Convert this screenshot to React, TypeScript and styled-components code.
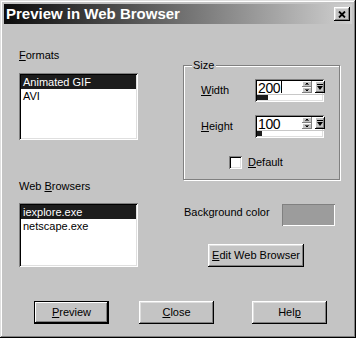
import React from 'react';
import styled, {createGlobalStyle, css} from 'styled-components';

const GlobalStyle = createGlobalStyle`
    html, body {
        margin: 0;
        padding: 0;
        background: #c4c4c4;
    }
    body {
        font-family: "Liberation Sans", Arial, sans-serif;
        font-size: 11px;
        color: #000;
    }
    * {
        box-sizing: border-box;
    }
`;

const raised = css`
    box-shadow: inset -1px -1px 0 #000, inset 1px 1px 0 #fff, inset -2px -2px 0 #808080, inset 2px 2px 0 #dfdfdf;
`;

const sunken = css`
    box-shadow: inset 1px 1px 0 #808080, inset -1px -1px 0 #fff, inset 2px 2px 0 #000, inset -2px -2px 0 #dfdfdf;
`;

const Window = styled.div`
    width: 356px;
    height: 338px;
    padding: 4px;
    background: #c4c4c4;
    box-shadow: inset -1px -1px 0 #000, inset 1px 1px 0 #dfdfdf, inset -2px -2px 0 #808080, inset 2px 2px 0 #fff;
    display: flex;
    flex-direction: column;
`;

const TitleBar = styled.div`
    height: 20px;
    display: flex;
    align-items: center;
    justify-content: space-between;
    padding: 0 2px 0 2px;
    background: linear-gradient(to right, #0c0c0c, #d0d0d0);
`;

const Title = styled.span`
    color: #fff;
    font-weight: bold;
    font-size: 15px;
    line-height: 20px;
`;

const CloseBtn = styled.div`
    width: 16px;
    height: 14px;
    background: #c4c4c4;
    ${raised};
    display: flex;
    align-items: center;
    justify-content: center;
`;

const Main = styled.div`
    display: grid;
    grid-template-columns: 119px 157px;
    column-gap: 45px;
    padding-left: 15px;
`;

const Column = styled.div`
    display: flex;
    flex-direction: column;
`;

const Label = styled.div<{$top: number}>`
    margin-top: ${(p) => p.$top}px;
    line-height: 13px;
`;

const U = styled.span`
    text-decoration: underline;
    text-underline-offset: 1px;
`;

const ListBox = styled.div<{$top: number; $height: number}>`
    margin-top: ${(p) => p.$top}px;
    width: 119px;
    height: ${(p) => p.$height}px;
    background: #fff;
    padding: 2px;
    ${sunken};
`;

const ListItem = styled.div<{$selected?: boolean}>`
    height: 14px;
    line-height: 14px;
    padding-left: 2px;
    white-space: nowrap;
    background: ${(p) => (p.$selected ? '#1c1c1c' : 'transparent')};
    color: ${(p) => (p.$selected ? '#fff' : '#000')};
`;

const GroupBox = styled.div`
    margin-top: 41px;
    height: 115px;
    border: 1px solid #808080;
    box-shadow: inset 1px 1px 0 #fff, 1px 1px 0 #fff;
    display: flex;
    flex-direction: column;
`;

const Legend = styled.div`
    align-self: flex-start;
    margin: -7px 0 0 8px;
    padding: 0 2px 0 1px;
    background: #c4c4c4;
    line-height: 13px;
`;

const FieldRow = styled.div<{$top: number; $indent: number}>`
    display: flex;
    align-items: center;
    margin-top: ${(p) => p.$top}px;
    padding-left: ${(p) => p.$indent}px;
    line-height: 13px;
`;

const FieldName = styled.div`
    width: 54px;
`;

const SpinBox = styled.div`
    width: 69px;
    height: 23px;
    background: #fff;
    padding: 2px;
    ${sunken};
    display: grid;
    grid-template-columns: 42px 10px 10px;
    grid-template-rows: 13px 6px;
    column-gap: 3px;
`;

const SpinText = styled.div`
    font-size: 14px;
    line-height: 14px;
    letter-spacing: -0.4px;
    padding-left: 1px;
    white-space: nowrap;
    display: flex;
    align-items: flex-start;
`;

const Caret = styled.span`
    display: inline-block;
    width: 1px;
    height: 12px;
    margin-left: 1px;
    background: #000;
`;

const SpinButtons = styled.div`
    display: flex;
    flex-direction: column;
`;

const SpinBtn = styled.div`
    height: 6px;
    width: 10px;
    background: #c4c4c4;
    box-shadow: inset -1px -1px 0 #808080, inset 1px 1px 0 #fff;
    display: flex;
    align-items: center;
    justify-content: center;
`;

const DropBtn = styled.div`
    height: 12px;
    width: 10px;
    background: #c4c4c4;
    box-shadow: inset -1px -1px 0 #000, inset 1px 1px 0 #fff, inset -2px -2px 0 #808080;
    display: flex;
    align-items: center;
    justify-content: center;
`;

const Strip = styled.div`
    grid-column: 1 / -1;
    border-top: 1px solid #c8c8c8;
`;

const StripFill = styled.div`
    height: 5px;
    background: #1c1c1c;
`;

const CheckBox = styled.div`
    width: 13px;
    height: 13px;
    background: #fff;
    ${sunken};
    margin-right: 6px;
`;

const BgRow = styled.div`
    margin-top: 24px;
    padding-left: 1px;
    display: flex;
    align-items: flex-start;
`;

const BgLabel = styled.div`
    width: 98px;
    margin-top: 2px;
    line-height: 13px;
`;

const Swatch = styled.div`
    width: 53px;
    height: 22px;
    background: #9c9c9c;
    box-shadow: inset 1px 1px 0 #808080, inset -1px -1px 0 #fff;
`;

const Button = styled.div<{$width: number; $default?: boolean; $push?: boolean; $top?: number; $left?: number}>`
    width: ${(p) => p.$width}px;
    height: 23px;
    margin-top: ${(p) => p.$top || 0}px;
    margin-left: ${(p) => (p.$push ? 'auto' : `${p.$left || 0}px`)};
    background: #c4c4c4;
    display: flex;
    align-items: center;
    justify-content: center;
    line-height: 13px;
    ${(p) =>
        p.$default
            ? 'box-shadow: inset 0 0 0 1px #000, inset -2px -2px 0 #000, inset 2px 2px 0 #fff, inset -3px -3px 0 #808080;'
            : 'box-shadow: inset -1px -1px 0 #000, inset 1px 1px 0 #fff, inset -2px -2px 0 #808080, inset 2px 2px 0 #dfdfdf;'}
`;

const Footer = styled.div`
    margin-top: 34px;
    display: flex;
    gap: 30px;
    padding: 0 25px 0 30px;
`;

const UpArrow = () => (
    <svg width='4' height='2' viewBox='0 0 4 2'>
        <rect x='1' y='0' width='2' height='1' fill='#000' />
        <rect x='0' y='1' width='4' height='1' fill='#555' />
    </svg>
);

const DownArrow = () => (
    <svg width='4' height='2' viewBox='0 0 4 2'>
        <rect x='0' y='0' width='4' height='1' fill='#555' />
        <rect x='1' y='1' width='2' height='1' fill='#000' />
    </svg>
);

const DropGlyph = () => (
    <svg width='6' height='7' viewBox='0 0 6 7'>
        <rect x='0' y='0' width='6' height='1' fill='#000' />
        <polygon points='0,2 6,2 3,6' fill='#000' />
    </svg>
);

interface SpinProps {
    value: string;
    fill: number;
    caret?: boolean;
}

const Spin = ({value, fill, caret}: SpinProps) => (
    <SpinBox>
        <SpinText>
            {value}
            {caret && <Caret />}
        </SpinText>
        <SpinButtons>
            <SpinBtn><UpArrow /></SpinBtn>
            <SpinBtn><DownArrow /></SpinBtn>
        </SpinButtons>
        <DropBtn><DropGlyph /></DropBtn>
        <Strip>
            <StripFill style={{width: fill}} />
        </Strip>
    </SpinBox>
);

const App = () => {
    return (
        <>
            <GlobalStyle />
            <Window>
                <TitleBar>
                    <Title>{'Preview in Web Browser'}</Title>
                    <CloseBtn>
                        <svg width='8' height='7' viewBox='0 0 8 7'>
                            <path d='M1 0.5 L7 6.5 M7 0.5 L1 6.5' stroke='#000' strokeWidth='1.8' />
                        </svg>
                    </CloseBtn>
                </TitleBar>
                <Main>
                    <Column>
                        <Label $top={25}><U>{'F'}</U>{'ormats'}</Label>
                        <ListBox $top={11} $height={67}>
                            <ListItem $selected>{'Animated GIF'}</ListItem>
                            <ListItem>{'AVI'}</ListItem>
                        </ListBox>
                        <Label $top={40}>{'Web '}<U>{'B'}</U>{'rowsers'}</Label>
                        <ListBox $top={10} $height={64}>
                            <ListItem $selected>{'iexplore.exe'}</ListItem>
                            <ListItem>{'netscape.exe'}</ListItem>
                        </ListBox>
                    </Column>
                    <Column>
                        <GroupBox>
                            <Legend>{'Size'}</Legend>
                            <FieldRow $top={7} $indent={17}>
                                <FieldName><U>{'W'}</U>{'idth'}</FieldName>
                                <Spin value='200' fill={11} caret />
                            </FieldRow>
                            <FieldRow $top={13} $indent={17}>
                                <FieldName><U>{'H'}</U>{'eight'}</FieldName>
                                <Spin value='100' fill={5} />
                            </FieldRow>
                            <FieldRow $top={18} $indent={45}>
                                <CheckBox />
                                <span><U>{'D'}</U>{'efault'}</span>
                            </FieldRow>
                        </GroupBox>
                        <BgRow>
                            <BgLabel>{'Background color'}</BgLabel>
                            <Swatch />
                        </BgRow>
                        <Button $width={96} $top={18} $left={25}><U>{'E'}</U>{'dit Web Browser'}</Button>
                    </Column>
                </Main>
                <Footer>
                    <Button $width={75} $default><U>{'P'}</U>{'review'}</Button>
                    <Button $width={75}><U>{'C'}</U>{'lose'}</Button>
                    <Button $width={75} $push>{'Hel'}<U>{'p'}</U></Button>
                </Footer>
            </Window>
        </>
    );
};

export default App;
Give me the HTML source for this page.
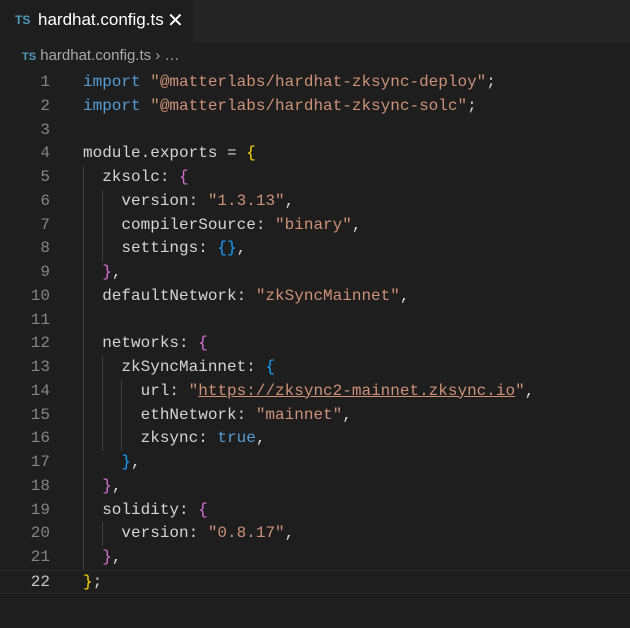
<!DOCTYPE html>
<html><head><meta charset="utf-8"><style>
body{margin:0;width:630px;height:628px;background:#1e1e1e;overflow:hidden;font-family:"Liberation Sans",sans-serif}
.tabs{position:absolute;left:0;top:0;width:630px;height:42px;background:#252526}
.tab{position:absolute;left:0;top:0;width:193px;height:42px;background:#1e1e1e;color:#fff;font-size:17px}
.ts{color:#519aba;font-weight:bold;font-size:12px;font-family:"Liberation Sans",sans-serif}
.bc{position:absolute;left:22px;top:47px;color:#a9a9a9;font-size:15px}
.code{position:absolute;left:0;top:71px;width:630px;font-family:"Liberation Mono",monospace;font-size:16px}
.l{position:relative;height:23.75px;line-height:23.75px;white-space:pre;color:#d4d4d4}
.n{position:absolute;left:0;width:50px;text-align:right;color:#858585}
.t{position:absolute;left:83px}
.cur{border-top:1px solid #282828;border-bottom:1px solid #282828;box-sizing:border-box}
.cur .n{color:#c6c6c6}
.k{color:#569cd6}.s{color:#ce9178}.y{color:#ffd700}.p{color:#da70d6}.b{color:#179fff}.u{text-decoration:underline}
.g{position:absolute;width:1px;background:#404040}
</style></head><body>
<div class="tabs"><div class="tab"><span class="ts" style="position:absolute;left:15px;top:13px">TS</span><span style="position:absolute;left:38px;top:10px">hardhat.config.ts</span><span style="position:absolute;left:167px;top:8px;font-size:20px">✕</span></div></div>
<div class="bc"><span class="ts" style="font-size:11px">TS</span> hardhat.config.ts › …</div>
<div class="g" style="left:83px;top:166px;height:404px"></div>
<div class="g" style="left:102px;top:190px;height:71px"></div>
<div class="g" style="left:102px;top:356px;height:95px"></div>
<div class="g" style="left:121px;top:380px;height:71px"></div>
<div class="g" style="left:102px;top:522px;height:24px"></div>
<div class="code">
<div class="l"><span class="n">1</span><span class="t"><span class="k">import</span> <span class="s">"@matterlabs/hardhat-zksync-deploy"</span>;</span></div>
<div class="l"><span class="n">2</span><span class="t"><span class="k">import</span> <span class="s">"@matterlabs/hardhat-zksync-solc"</span>;</span></div>
<div class="l"><span class="n">3</span></div>
<div class="l"><span class="n">4</span><span class="t">module.exports = <span class="y">{</span></span></div>
<div class="l"><span class="n">5</span><span class="t">  zksolc: <span class="p">{</span></span></div>
<div class="l"><span class="n">6</span><span class="t">    version: <span class="s">"1.3.13"</span>,</span></div>
<div class="l"><span class="n">7</span><span class="t">    compilerSource: <span class="s">"binary"</span>,</span></div>
<div class="l"><span class="n">8</span><span class="t">    settings: <span class="b">{}</span>,</span></div>
<div class="l"><span class="n">9</span><span class="t">  <span class="p">}</span>,</span></div>
<div class="l"><span class="n">10</span><span class="t">  defaultNetwork: <span class="s">"zkSyncMainnet"</span>,</span></div>
<div class="l"><span class="n">11</span></div>
<div class="l"><span class="n">12</span><span class="t">  networks: <span class="p">{</span></span></div>
<div class="l"><span class="n">13</span><span class="t">    zkSyncMainnet: <span class="b">{</span></span></div>
<div class="l"><span class="n">14</span><span class="t">      url: <span class="s">"<span class="u">https://zksync2-mainnet.zksync.io</span>"</span>,</span></div>
<div class="l"><span class="n">15</span><span class="t">      ethNetwork: <span class="s">"mainnet"</span>,</span></div>
<div class="l"><span class="n">16</span><span class="t">      zksync: <span class="k">true</span>,</span></div>
<div class="l"><span class="n">17</span><span class="t">    <span class="b">}</span>,</span></div>
<div class="l"><span class="n">18</span><span class="t">  <span class="p">}</span>,</span></div>
<div class="l"><span class="n">19</span><span class="t">  solidity: <span class="p">{</span></span></div>
<div class="l"><span class="n">20</span><span class="t">    version: <span class="s">"0.8.17"</span>,</span></div>
<div class="l"><span class="n">21</span><span class="t">  <span class="p">}</span>,</span></div>
<div class="l cur"><span class="n">22</span><span class="t"><span class="y">}</span>;</span></div>
</div>
</body></html>
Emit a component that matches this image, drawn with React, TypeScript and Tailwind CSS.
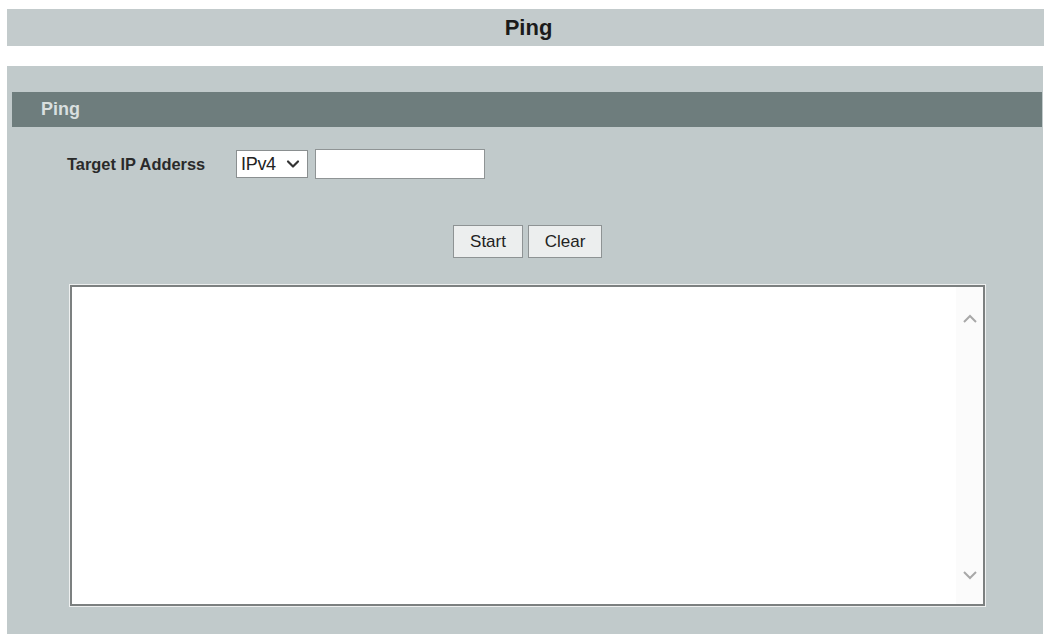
import { ChevronDown } from "lucide-react";

export default function App() {
  return (
    <div className="flex h-[634px] w-[1046px] flex-col overflow-hidden bg-white font-['Liberation_Sans',Arial,sans-serif]">
      <header className="ml-[7px] mr-[2px] mt-[9px] flex h-[37px] shrink-0 items-center justify-center bg-[#c3cbcc]">
        <h1 className="pl-[6px] text-[22px] font-bold text-[#1b1b1b]">Ping</h1>
      </header>

      <main className="ml-[7px] mr-[3px] mt-[20px] flex flex-1 flex-col bg-[#c1cacb] pt-[26px]">
        <div className="ml-[5px] mr-px flex h-[35px] items-center bg-[#6e7d7d] pl-[29px]">
          <span className="text-[18px] font-bold text-[#d9dfdf]">Ping</span>
        </div>

        <div className="mt-[22px] flex h-[30px] items-center pl-[60px]">
          <label className="w-[169px] text-[16.4px] font-bold text-[#2a2a2a]">Target IP Adderss</label>
          <div className="flex h-[28px] w-[72px] items-center justify-between border border-[#8a8f90] bg-white pl-[4px] pr-[4px]">
            <span className="text-[18px] tracking-[-0.3px] text-[#222]">IPv4</span>
            <ChevronDown className="h-[20px] w-[20px] text-[#333]" strokeWidth={2.6} />
          </div>
          <div className="ml-[7px] h-[30px] w-[170px] border border-[#8f9495] bg-white" />
        </div>

        <div className="mt-[46px] flex justify-center gap-[5px] pl-[5px]">
          <button className="h-[33px] w-[70px] border border-[#8e9394] bg-[#eceeee] text-[17px] text-[#222]">
            Start
          </button>
          <button className="h-[33px] w-[74px] border border-[#8e9394] bg-[#eceeee] text-[17px] text-[#222]">
            Clear
          </button>
        </div>

        <div className="ml-[62px] mt-[26px] h-[323px] w-[917px] border border-[#eef0f0] bg-[#eef0f0]">
          <div className="flex h-full w-full border-2 border-[#7c8080] bg-white">
            <div className="flex-1" />
            <div className="flex w-[27px] flex-col items-center justify-between bg-[#fbfbfb] pb-[24px] pt-[27px]">
              <svg width="16" height="10" viewBox="0 0 16 10" fill="none" stroke="#a8a8a8" strokeWidth="2">
                <path d="M2 8 L8 2 L14 8" />
              </svg>
              <svg width="16" height="10" viewBox="0 0 16 10" fill="none" stroke="#a8a8a8" strokeWidth="2">
                <path d="M2 2 L8 8 L14 2" />
              </svg>
            </div>
          </div>
        </div>
      </main>
    </div>
  );
}
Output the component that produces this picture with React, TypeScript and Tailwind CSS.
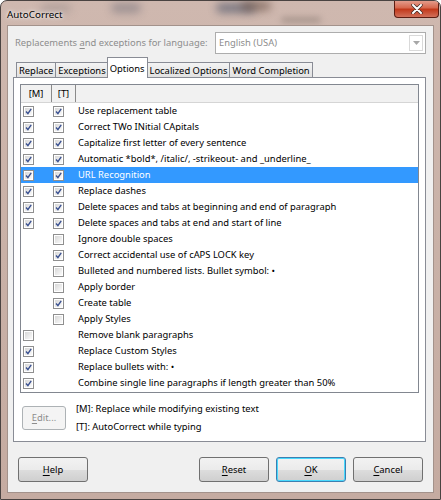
import React from 'react';

type Row = { label: string; m: boolean | null; t: boolean | null; selected?: boolean };

const ROWS: Row[] = [
    { label: 'Use replacement table', m: true, t: true },
    { label: 'Correct TWo INitial CApitals', m: true, t: true },
    { label: 'Capitalize first letter of every sentence', m: true, t: true },
    { label: 'Automatic *bold*, /italic/, -strikeout- and _underline_', m: true, t: true },
    { label: 'URL Recognition', m: true, t: true, selected: true },
    { label: 'Replace dashes', m: true, t: true },
    { label: 'Delete spaces and tabs at beginning and end of paragraph', m: true, t: true },
    { label: 'Delete spaces and tabs at end and start of line', m: true, t: true },
    { label: 'Ignore double spaces', m: null, t: false },
    { label: 'Correct accidental use of cAPS LOCK key', m: null, t: true },
    { label: 'Bulleted and numbered lists. Bullet symbol: •', m: null, t: false },
    { label: 'Apply border', m: null, t: false },
    { label: 'Create table', m: null, t: true },
    { label: 'Apply Styles', m: null, t: false },
    { label: 'Remove blank paragraphs', m: false, t: null },
    { label: 'Replace Custom Styles', m: true, t: null },
    { label: 'Replace bullets with: •', m: true, t: null },
    { label: 'Combine single line paragraphs if length greater than 50%', m: true, t: null },
];

const TABS = ['Replace', 'Exceptions', 'Options', 'Localized Options', 'Word Completion'];

function CheckBox({ checked }: { checked: boolean }) {
    return (
        <div className="w-[11px] h-[11px] border border-[#8f8f8f] bg-white p-[1px]">
            <div className="w-full h-full bg-gradient-to-br from-[#d8d8d8] to-[#fafafa] relative">
                {checked && (
                    <svg viewBox="0 0 7 7" className="absolute inset-0 w-[7px] h-[7px]">
                        <path d="M1 3.6 L2.9 5.6 L6.2 0.8" fill="none" stroke="#3a5191" strokeWidth="1.4" />
                    </svg>
                )}
            </div>
        </div>
    );
}

function Button({ label, mnemonic, focused }: { label: string; mnemonic: number; focused?: boolean }) {
    return (
        <div
            className={`w-[70px] h-[25px] rounded-[3px] border flex items-center justify-center text-black ${
                focused ? 'border-[#3c7fb1] shadow-[inset_0_0_0_1px_#48d9fd]' : 'border-[#707070]'
            } bg-[linear-gradient(#f2f2f2_0%,#ebebeb_50%,#dddddd_51%,#cfcfcf_100%)]`}
        >
            <span>
                {label.slice(0, mnemonic)}
                <span className="underline underline-offset-2">{label[mnemonic]}</span>
                {label.slice(mnemonic + 1)}
            </span>
        </div>
    );
}

export default function App() {
    return (
        <div
            className="w-[441px] h-[500px] relative rounded-t-[7px] border border-[#4a4341] bg-[linear-gradient(180deg,#cfb8af_0%,#c9b1a7_50%,#c5aba1_100%)] flex flex-col px-[6px] pb-[6px] text-[9.4px] leading-[12px] overflow-hidden"
            style={{ fontFamily: '"Noto Sans", "DejaVu Sans", sans-serif' }}
        >
            {/* blurred desktop behind the glass */}
            <div className="absolute left-[40px] top-[3px] w-[30px] h-[8px] rounded-full bg-[#9c8f8d] blur-[4px] opacity-60" />
            <div className="absolute left-[110px] top-[2px] w-[30px] h-[10px] rounded-full bg-[#7d7880] blur-[4px] opacity-60" />
            <div className="absolute left-[215px] top-[2px] w-[40px] h-[10px] rounded-full bg-[#5a5f70] blur-[4px] opacity-70" />
            <div className="absolute left-[240px] top-[0px] w-[30px] h-[10px] rounded-full bg-[#6b5247] blur-[4px] opacity-60" />
            <div className="absolute left-[280px] top-[16px] w-[40px] h-[6px] rounded-full bg-[#8f7f77] blur-[3px] opacity-60" />

            {/* title bar */}
            <div className="h-[24px] flex items-center relative">
                <span className="pl-[0px] pt-[4px] text-[9.8px] text-black [text-shadow:0_0_6px_#ffffff,0_0_3px_#ffffff]">AutoCorrect</span>
                <div className="absolute right-[-5px] top-[-1px] w-[45px] h-[18px] rounded-b-[4px] border border-[#5c1d12] border-t-0 bg-[linear-gradient(180deg,#e5a394_0%,#d7694f_45%,#c2391b_55%,#d2705a_100%)] flex items-center justify-center">
                    <svg viewBox="0 0 12 10" className="w-[12px] h-[10px]">
                        <path d="M2 1 L10 9 M10 1 L2 9" stroke="#3d2a26" strokeWidth="3.4" strokeLinecap="round" />
                        <path d="M2 1 L10 9 M10 1 L2 9" stroke="#ffffff" strokeWidth="2" strokeLinecap="round" />
                    </svg>
                </div>
            </div>

            {/* client area */}
            <div className="flex-1 bg-[#f0f0f0] border border-[#a3928b] flex flex-col pl-[5px] pr-[7px] pt-[6px] relative">
                {/* language row */}
                <div className="flex items-center justify-between pl-[2px]">
                    <span className="text-[#8d8d8d]">
                        Replacements <span className="underline underline-offset-2">a</span>nd exceptions for language:
                    </span>
                    <div className="w-[211px] h-[22px] border border-[#adadad] bg-white flex items-center justify-between pl-[3px] pr-[2px]">
                        <span className="text-[#8d8d8d]">English (USA)</span>
                        <div className="w-[14px] h-[16px] border border-[#d9d9d9] flex items-center justify-center">
                            <svg viewBox="0 0 7 4" className="w-[7px] h-[4px]">
                                <path d="M0 0 L7 0 L3.5 4 Z" fill="#a7a7a7" />
                            </svg>
                        </div>
                    </div>
                </div>

                {/* tabs */}
                <div className="flex items-end pl-[3px] mt-[3px] h-[20px] relative z-10">
                    {TABS.map((t) =>
                        t === 'Options' ? (
                            <div
                                key={t}
                                className="h-[21px] -mb-[1px] px-[2px] border border-[#898c95] border-b-0 bg-white flex items-center mx-[-1px] relative z-10"
                            >
                                <span className="pt-[2px]">{t}</span>
                            </div>
                        ) : (
                            <div
                                key={t}
                                className="h-[15px] px-[2px] border border-[#898c95] border-b-0 -mr-[1px] bg-[linear-gradient(#f3f3f3,#e1e1e1)] flex items-center"
                            >
                                <span className="pt-[1px]">{t}</span>
                            </div>
                        )
                    )}
                </div>

                {/* tab panel */}
                <div className="border border-[#898c95] bg-white flex flex-col px-[6px] pt-[6px] h-[365px]">
                    {/* list */}
                    <div className="border border-[#828790] bg-white h-[309px] flex flex-col">
                        <div className="h-[18px] flex bg-[#f1f1f1] border-b border-[#d5d5d5] shrink-0">
                            <div className="w-[31px] border-r border-[#8a8a8a] flex items-center justify-center">[M]</div>
                            <div className="w-[24px] border-r border-[#8a8a8a] flex items-center justify-center">[T]</div>
                            <div className="flex-1" />
                        </div>
                        {ROWS.map((r) => (
                            <div
                                key={r.label}
                                className={`h-[16px] flex items-center shrink-0 ${r.selected ? 'bg-[#3399ff] text-white' : 'text-black'}`}
                            >
                                <div className="w-[31px] flex pl-[2px]">{r.m !== null && <CheckBox checked={r.m} />}</div>
                                <div className="w-[24px] flex pl-[1px]">{r.t !== null && <CheckBox checked={r.t} />}</div>
                                <span className="pl-[2px] whitespace-nowrap">{r.label}</span>
                            </div>
                        ))}
                    </div>

                    {/* footer of panel */}
                    <div className="flex mt-[13px] pl-[2px]">
                        <div className="w-[44px] h-[24px] rounded-[3px] border border-[#adb2b5] bg-[#f4f4f4] flex items-center justify-center text-[#8d8d8d]">
                            <span>
                                <span className="underline underline-offset-2">E</span>dit...
                            </span>
                        </div>
                        <div className="flex flex-col gap-[6px] pl-[10px] -mt-[3px]">
                            <span>[M]: Replace while modifying existing text</span>
                            <span>[T]: AutoCorrect while typing</span>
                        </div>
                    </div>
                </div>

                {/* dialog buttons */}
                <div className="flex mt-[15px] pl-[5px] pr-[3px]">
                    <Button label="Help" mnemonic={0} />
                    <div className="flex-1" />
                    <div className="flex gap-[7px]">
                        <Button label="Reset" mnemonic={0} />
                        <Button label="OK" mnemonic={0} focused />
                        <Button label="Cancel" mnemonic={0} />
                    </div>
                </div>
            </div>
        </div>
    );
}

· · ·

## Exercise task:
Only the lines starting at the line with "Output the component" and ending at the line with "const TABS = ['Replace', 'Exceptions', 'Options', 'Localized" should be printed again, exactly and with both ends kept; omit the pictures.

## The reply:
Output the component that produces this picture with React, TypeScript and Tailwind CSS.
import React from 'react';

type Row = { label: string; m: boolean | null; t: boolean | null; selected?: boolean };

const ROWS: Row[] = [
    { label: 'Use replacement table', m: true, t: true },
    { label: 'Correct TWo INitial CApitals', m: true, t: true },
    { label: 'Capitalize first letter of every sentence', m: true, t: true },
    { label: 'Automatic *bold*, /italic/, -strikeout- and _underline_', m: true, t: true },
    { label: 'URL Recognition', m: true, t: true, selected: true },
    { label: 'Replace dashes', m: true, t: true },
    { label: 'Delete spaces and tabs at beginning and end of paragraph', m: true, t: true },
    { label: 'Delete spaces and tabs at end and start of line', m: true, t: true },
    { label: 'Ignore double spaces', m: null, t: false },
    { label: 'Correct accidental use of cAPS LOCK key', m: null, t: true },
    { label: 'Bulleted and numbered lists. Bullet symbol: •', m: null, t: false },
    { label: 'Apply border', m: null, t: false },
    { label: 'Create table', m: null, t: true },
    { label: 'Apply Styles', m: null, t: false },
    { label: 'Remove blank paragraphs', m: false, t: null },
    { label: 'Replace Custom Styles', m: true, t: null },
    { label: 'Replace bullets with: •', m: true, t: null },
    { label: 'Combine single line paragraphs if length greater than 50%', m: true, t: null },
];

const TABS = ['Replace', 'Exceptions', 'Options', 'Localized Options', 'Word Completion'];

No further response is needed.